East Palestine group to rally at statehouse, demand disaster declaration for derailment
The Unity Council for the East Palestine Train Derailment is getting ready to go to the Statehouse in Columbus to demand lawmakers officially declare the derailment a disaster.
“Without that emergency declaration East Palestine cannot get federal support, neither can Pennsylvania,” Jami Wallace, President of the Executive Board for the Unity Council for the East Palestine Train Derailment said.
A major disaster declaration is made by the president. For East Palestine to get to that point, Governor Mike DeWine has to submit a request to President Biden on behalf of Ohio.
FEMA’s website states that “any natural event … that the President determines has caused damage of such severity that it is beyond the combined capabilities of state and local governments to respond” can be declared a disaster.
But Governor DeWine has held out on submitting that request. FEMA requires the request for assistance be submitted within 30 days of the incident, DeWine requested and was granted a 120 day extension that was set to expire on July 3. Before that date hit, DeWine submitted another 120 day extension to “preserve Ohio’s position for FEMA disaster assistance should conditions change” a representative from DeWines office told 21 News.
The representative also said “FEMA continues to advise Ohio that the East Palestine Disaster remains ineligible for FEMA disaster assistance.”

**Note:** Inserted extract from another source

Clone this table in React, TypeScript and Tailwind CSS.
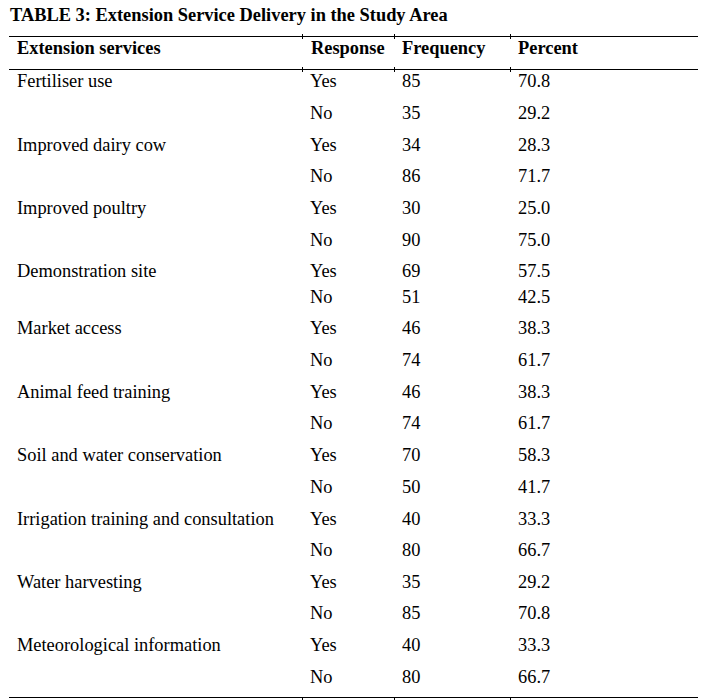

21 News asked FEMA if the East Palestine train derailment could qualify and a FEMA spokesperson said “in situations when a community is overwhelmed by a disaster or emergency, the local government first requests support through the state emergency management agency. If state resources are also exhausted and support is still necessary, the state could then request FEMA assistance.”
Some people living in East Palestine feel the derailment does qualify as a disaster.
“There's a lot of homes that are contaminated that people can't live in,” Wallace said. “Just because they weren't knocked over doesn't mean that they weren't destroyed.”